Lukas Rickli works as a pianist in the field of contemporary music, improvisation and theatre music. Lukas Rickli is a founding member of the Zurich “Kukuruz Klavierquartett” (performances at the “documenta 14” in Athens, among others). In the theatre world he is active both in the independent scene (e.g. with Boris Nikitin at the Vienna Festival) and at the municipal theatre (e.g. in Chur: “LA MÜDADA” (2020) with Uta Plate, in Zurich “PIANOFORTE” with Ruedi Häusermann). Lukas Rickli studied piano with Jean-Jacques Dünki as his main subject and free improvisation with Fred Frith and Alfred Zimmerlin as his minor subject at the Hochschule für Musik in Basel. He received composition lessons from Jakob Ullmann. He lives with his family in Basel.

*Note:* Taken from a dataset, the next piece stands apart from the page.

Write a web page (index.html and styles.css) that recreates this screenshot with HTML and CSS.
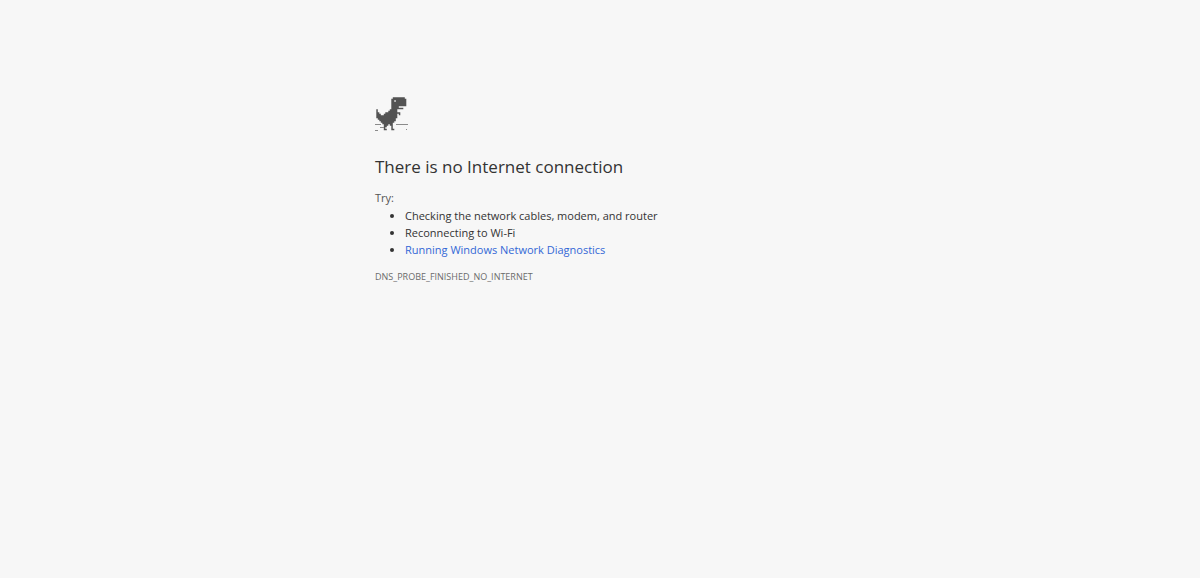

Duri Collenberg studied piano at the Zurich University of the Arts (ZHdK) in the class of Hans-Jürg Strub and composition with Mathias Steinauer. He completed his piano studies in summer 2010 and studied composition at the Conservatorium van Amsterdam with Willem Jeths and Wim Henderickx from 2011 to 2015. At Theater Chur he was engaged as musical director/composer for two productions: “LA MÜDADA” (premiere 01.10.2020) and “NOTLÖSUNG” (2014). With the artist trio “frölicher | bietenhader | collenberg” he regularly occupies places of the most diverse kind – a reservoir, a silo, a Bergell residential palace, etc. – in closely interwoven image/sound installations. He is a founding member of the “Kukuruz Piano Quartet”, a group for experimental concert and theatre music that maintains an active concert schedule at home and abroad – both in and deliberately alongside the tried and tested temples of high culture. The quartet has performed in productions with directors Ruedi Häusermann (“PIANOFORTE”) and Boris Nikitin (“24 PICTURES PER SECOND”) on various European theatre stages.